Restate the data exactly as given and keep the pictures out.

## Begin Data lines

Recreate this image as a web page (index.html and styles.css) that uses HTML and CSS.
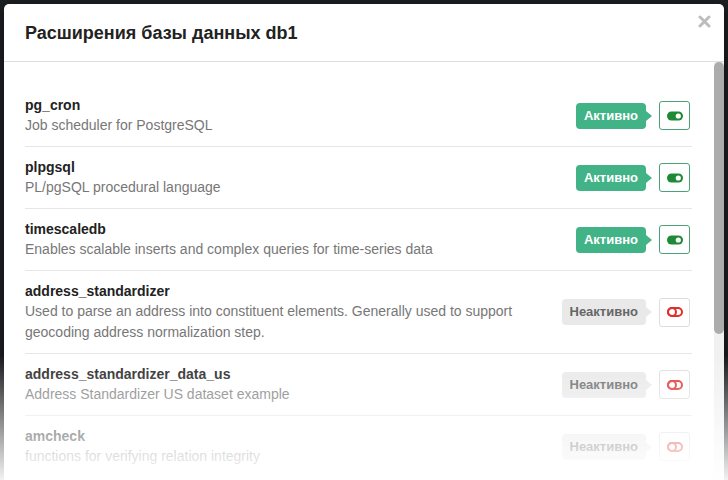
FILE: index.html
```html
<!DOCTYPE html>
<html lang="ru">
<head>
    <meta charset="UTF-8">
    <title>Расширения базы данных db1</title>
    <link rel="stylesheet" href="styles.css">
</head>
<body>

    <!-- Modal -->
    <div class="modal">
        <div class="modal-header">
            <h1>Расширения базы данных db1</h1>
            <button class="close-btn" title="Закрыть">
                <svg width="13" height="13" viewBox="0 0 13 13"><path d="M2 2 L11 11 M11 2 L2 11" stroke="#bdbdbd" stroke-width="3" stroke-linecap="round"/></svg>
            </button>
        </div>

        <div class="modal-body">
            <ul class="ext-list">
                <li class="ext">
                    <div class="ext-info">
                        <div class="ext-name">pg_cron</div>
                        <div class="ext-desc">Job scheduler for PostgreSQL</div>
                    </div>
                    <span class="badge on">Активно</span>
                    <button class="toggle on"><svg width="16" height="10" viewBox="0 0 16 10"><rect x="0" y="0.5" width="16" height="9" rx="4.5" fill="#1f8a36"/><circle cx="11.3" cy="5" r="2.6" fill="#fff"/></svg></button>
                </li>
                <li class="ext">
                    <div class="ext-info">
                        <div class="ext-name">plpgsql</div>
                        <div class="ext-desc">PL/pgSQL procedural language</div>
                    </div>
                    <span class="badge on">Активно</span>
                    <button class="toggle on"><svg width="16" height="10" viewBox="0 0 16 10"><rect x="0" y="0.5" width="16" height="9" rx="4.5" fill="#1f8a36"/><circle cx="11.3" cy="5" r="2.6" fill="#fff"/></svg></button>
                </li>
                <li class="ext">
                    <div class="ext-info">
                        <div class="ext-name">timescaledb</div>
                        <div class="ext-desc">Enables scalable inserts and complex queries for time-series data</div>
                    </div>
                    <span class="badge on">Активно</span>
                    <button class="toggle on"><svg width="16" height="10" viewBox="0 0 16 10"><rect x="0" y="0.5" width="16" height="9" rx="4.5" fill="#1f8a36"/><circle cx="11.3" cy="5" r="2.6" fill="#fff"/></svg></button>
                </li>
                <li class="ext">
                    <div class="ext-info">
                        <div class="ext-name">address_standardizer</div>
                        <div class="ext-desc">Used to parse an address into constituent elements. Generally used to support geocoding address normalization step.</div>
                    </div>
                    <span class="badge off">Неактивно</span>
                    <button class="toggle off"><svg width="16" height="10" viewBox="0 0 16 10"><rect x="1" y="1" width="14" height="8" rx="4" fill="none" stroke="#e0302c" stroke-width="2"/><circle cx="5" cy="5" r="4" fill="none" stroke="#e0302c" stroke-width="2"/></svg></button>
                </li>
                <li class="ext">
                    <div class="ext-info">
                        <div class="ext-name">address_standardizer_data_us</div>
                        <div class="ext-desc">Address Standardizer US dataset example</div>
                    </div>
                    <span class="badge off">Неактивно</span>
                    <button class="toggle off"><svg width="16" height="10" viewBox="0 0 16 10"><rect x="1" y="1" width="14" height="8" rx="4" fill="none" stroke="#e0302c" stroke-width="2"/><circle cx="5" cy="5" r="4" fill="none" stroke="#e0302c" stroke-width="2"/></svg></button>
                </li>
                <li class="ext">
                    <div class="ext-info">
                        <div class="ext-name">amcheck</div>
                        <div class="ext-desc">functions for verifying relation integrity</div>
                    </div>
                    <span class="badge off">Неактивно</span>
                    <button class="toggle off"><svg width="16" height="10" viewBox="0 0 16 10"><rect x="1" y="1" width="14" height="8" rx="4" fill="none" stroke="#e0302c" stroke-width="2"/><circle cx="5" cy="5" r="4" fill="none" stroke="#e0302c" stroke-width="2"/></svg></button>
                </li>
            </ul>

            <!-- Scrollbar -->
            <div class="scroll-track">
                <div class="scroll-thumb"></div>
            </div>
        </div>
    </div>

    <!-- Bottom fade -->
    <div class="fade"></div>

</body>
</html>
```

FILE: styles.css
```css
/* Basic Styles */
html, body {
    height: 100%;
}

body {
    font-family: "Liberation Sans", Arial, sans-serif;
    margin: 0;
    padding: 4px 4px 0 4px;
    box-sizing: border-box;
    background-color: #1c1f22;
    overflow: hidden;
}

/* Modal */
.modal {
    background-color: #fff;
    border-radius: 5px 5px 0 0;
    height: 100%;
    display: flex;
    flex-direction: column;
    box-shadow: 0 3px 12px rgba(0, 0, 0, 0.5);
    overflow: hidden;
}

.modal-header {
    display: flex;
    justify-content: space-between;
    align-items: flex-start;
    padding: 18px 13px 0 21px;
    height: 58px;
    box-sizing: border-box;
    border-bottom: 1px solid #dedede;
    flex-shrink: 0;
}

.modal-header h1 {
    margin: 0;
    font-size: 18px;
    line-height: 22px;
    color: #222;
}

.close-btn {
    background: none;
    border: none;
    padding: 0;
    margin-top: -7px;
    cursor: pointer;
    line-height: 0;
}

.modal-body {
    flex: 1;
    display: flex;
    min-height: 0;
    overflow: hidden;
}

/* Scrollbar */
.scroll-track {
    width: 10px;
    flex-shrink: 0;
    background-color: #f1f1f1;
}

.scroll-thumb {
    height: 272px;
    background-color: #acacac;
    border-radius: 5px;
}

/* Extension list */
.ext-list {
    flex: 1;
    list-style: none;
    margin: 0;
    padding: 23px 22px 0 21px;
}

.ext {
    display: flex;
    align-items: center;
    padding: 10px 2px 10px 0;
    border-bottom: 1px solid #e6e6e6;
}

.ext-info {
    flex: 1;
    padding-right: 40px;
}

.ext-name {
    font-size: 14px;
    font-weight: bold;
    line-height: 20px;
    color: #222;
}

.ext-desc {
    font-size: 14px;
    line-height: 21px;
    color: #777;
}

/* Status badges */
.badge {
    position: relative;
    font-size: 13px;
    font-weight: bold;
    line-height: 26px;
    padding: 0 8px;
    border-radius: 4px;
    margin-right: 13px;
    white-space: nowrap;
}

.badge::after {
    content: "";
    position: absolute;
    right: -6px;
    top: 8px;
    border-top: 5px solid transparent;
    border-bottom: 5px solid transparent;
    border-left: 6px solid;
}

.badge.on {
    background-color: #41b387;
    color: #fff;
}

.badge.on::after {
    border-left-color: #41b387;
}

.badge.off {
    background-color: #e9e9e9;
    color: #666;
}

.badge.off::after {
    border-left-color: #e9e9e9;
}

/* Toggle buttons */
.toggle {
    width: 31px;
    height: 29px;
    background-color: #fff;
    border: 1px solid #ddd;
    border-radius: 3px;
    padding: 0;
    display: flex;
    align-items: center;
    justify-content: center;
    cursor: pointer;
}

.toggle.on {
    border-color: #4ba27a;
}

/* Bottom fade */
.fade {
    position: fixed;
    left: 0;
    right: 0;
    bottom: 0;
    height: 125px;
    background: linear-gradient(rgba(255, 255, 255, 0), rgba(255, 255, 255, 0.95));
    pointer-events: none;
}
```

## End Data lines

### Task output:
Recreate this image as a web page (index.html and styles.css) that uses HTML and CSS.
FILE: index.html
```html
<!DOCTYPE html>
<html lang="ru">
<head>
    <meta charset="UTF-8">
    <title>Расширения базы данных db1</title>
    <link rel="stylesheet" href="styles.css">
</head>
<body>

    <!-- Modal -->
    <div class="modal">
        <div class="modal-header">
            <h1>Расширения базы данных db1</h1>
            <button class="close-btn" title="Закрыть">
                <svg width="13" height="13" viewBox="0 0 13 13"><path d="M2 2 L11 11 M11 2 L2 11" stroke="#bdbdbd" stroke-width="3" stroke-linecap="round"/></svg>
            </button>
        </div>

        <div class="modal-body">
            <ul class="ext-list">
                <li class="ext">
                    <div class="ext-info">
                        <div class="ext-name">pg_cron</div>
                        <div class="ext-desc">Job scheduler for PostgreSQL</div>
                    </div>
                    <span class="badge on">Активно</span>
                    <button class="toggle on"><svg width="16" height="10" viewBox="0 0 16 10"><rect x="0" y="0.5" width="16" height="9" rx="4.5" fill="#1f8a36"/><circle cx="11.3" cy="5" r="2.6" fill="#fff"/></svg></button>
                </li>
                <li class="ext">
                    <div class="ext-info">
                        <div class="ext-name">plpgsql</div>
                        <div class="ext-desc">PL/pgSQL procedural language</div>
                    </div>
                    <span class="badge on">Активно</span>
                    <button class="toggle on"><svg width="16" height="10" viewBox="0 0 16 10"><rect x="0" y="0.5" width="16" height="9" rx="4.5" fill="#1f8a36"/><circle cx="11.3" cy="5" r="2.6" fill="#fff"/></svg></button>
                </li>
                <li class="ext">
                    <div class="ext-info">
                        <div class="ext-name">timescaledb</div>
                        <div class="ext-desc">Enables scalable inserts and complex queries for time-series data</div>
                    </div>
                    <span class="badge on">Активно</span>
                    <button class="toggle on"><svg width="16" height="10" viewBox="0 0 16 10"><rect x="0" y="0.5" width="16" height="9" rx="4.5" fill="#1f8a36"/><circle cx="11.3" cy="5" r="2.6" fill="#fff"/></svg></button>
                </li>
                <li class="ext">
                    <div class="ext-info">
                        <div class="ext-name">address_standardizer</div>
                        <div class="ext-desc">Used to parse an address into constituent elements. Generally used to support geocoding address normalization step.</div>
                    </div>
                    <span class="badge off">Неактивно</span>
                    <button class="toggle off"><svg width="16" height="10" viewBox="0 0 16 10"><rect x="1" y="1" width="14" height="8" rx="4" fill="none" stroke="#e0302c" stroke-width="2"/><circle cx="5" cy="5" r="4" fill="none" stroke="#e0302c" stroke-width="2"/></svg></button>
                </li>
                <li class="ext">
                    <div class="ext-info">
                        <div class="ext-name">address_standardizer_data_us</div>
                        <div class="ext-desc">Address Standardizer US dataset example</div>
                    </div>
                    <span class="badge off">Неактивно</span>
                    <button class="toggle off"><svg width="16" height="10" viewBox="0 0 16 10"><rect x="1" y="1" width="14" height="8" rx="4" fill="none" stroke="#e0302c" stroke-width="2"/><circle cx="5" cy="5" r="4" fill="none" stroke="#e0302c" stroke-width="2"/></svg></button>
                </li>
                <li class="ext">
                    <div class="ext-info">
                        <div class="ext-name">amcheck</div>
                        <div class="ext-desc">functions for verifying relation integrity</div>
                    </div>
                    <span class="badge off">Неактивно</span>
                    <button class="toggle off"><svg width="16" height="10" viewBox="0 0 16 10"><rect x="1" y="1" width="14" height="8" rx="4" fill="none" stroke="#e0302c" stroke-width="2"/><circle cx="5" cy="5" r="4" fill="none" stroke="#e0302c" stroke-width="2"/></svg></button>
                </li>
            </ul>

            <!-- Scrollbar -->
            <div class="scroll-track">
                <div class="scroll-thumb"></div>
            </div>
        </div>
    </div>

    <!-- Bottom fade -->
    <div class="fade"></div>

</body>
</html>
```

FILE: styles.css
```css
/* Basic Styles */
html, body {
    height: 100%;
}

body {
    font-family: "Liberation Sans", Arial, sans-serif;
    margin: 0;
    padding: 4px 4px 0 4px;
    box-sizing: border-box;
    background-color: #1c1f22;
    overflow: hidden;
}

/* Modal */
.modal {
    background-color: #fff;
    border-radius: 5px 5px 0 0;
    height: 100%;
    display: flex;
    flex-direction: column;
    box-shadow: 0 3px 12px rgba(0, 0, 0, 0.5);
    overflow: hidden;
}

.modal-header {
    display: flex;
    justify-content: space-between;
    align-items: flex-start;
    padding: 18px 13px 0 21px;
    height: 58px;
    box-sizing: border-box;
    border-bottom: 1px solid #dedede;
    flex-shrink: 0;
}

.modal-header h1 {
    margin: 0;
    font-size: 18px;
    line-height: 22px;
    color: #222;
}

.close-btn {
    background: none;
    border: none;
    padding: 0;
    margin-top: -7px;
    cursor: pointer;
    line-height: 0;
}

.modal-body {
    flex: 1;
    display: flex;
    min-height: 0;
    overflow: hidden;
}

/* Scrollbar */
.scroll-track {
    width: 10px;
    flex-shrink: 0;
    background-color: #f1f1f1;
}

.scroll-thumb {
    height: 272px;
    background-color: #acacac;
    border-radius: 5px;
}

/* Extension list */
.ext-list {
    flex: 1;
    list-style: none;
    margin: 0;
    padding: 23px 22px 0 21px;
}

.ext {
    display: flex;
    align-items: center;
    padding: 10px 2px 10px 0;
    border-bottom: 1px solid #e6e6e6;
}

.ext-info {
    flex: 1;
    padding-right: 40px;
}

.ext-name {
    font-size: 14px;
    font-weight: bold;
    line-height: 20px;
    color: #222;
}

.ext-desc {
    font-size: 14px;
    line-height: 21px;
    color: #777;
}

/* Status badges */
.badge {
    position: relative;
    font-size: 13px;
    font-weight: bold;
    line-height: 26px;
    padding: 0 8px;
    border-radius: 4px;
    margin-right: 13px;
    white-space: nowrap;
}

.badge::after {
    content: "";
    position: absolute;
    right: -6px;
    top: 8px;
    border-top: 5px solid transparent;
    border-bottom: 5px solid transparent;
    border-left: 6px solid;
}

.badge.on {
    background-color: #41b387;
    color: #fff;
}

.badge.on::after {
    border-left-color: #41b387;
}

.badge.off {
    background-color: #e9e9e9;
    color: #666;
}

.badge.off::after {
    border-left-color: #e9e9e9;
}

/* Toggle buttons */
.toggle {
    width: 31px;
    height: 29px;
    background-color: #fff;
    border: 1px solid #ddd;
    border-radius: 3px;
    padding: 0;
    display: flex;
    align-items: center;
    justify-content: center;
    cursor: pointer;
}

.toggle.on {
    border-color: #4ba27a;
}

/* Bottom fade */
.fade {
    position: fixed;
    left: 0;
    right: 0;
    bottom: 0;
    height: 125px;
    background: linear-gradient(rgba(255, 255, 255, 0), rgba(255, 255, 255, 0.95));
    pointer-events: none;
}
```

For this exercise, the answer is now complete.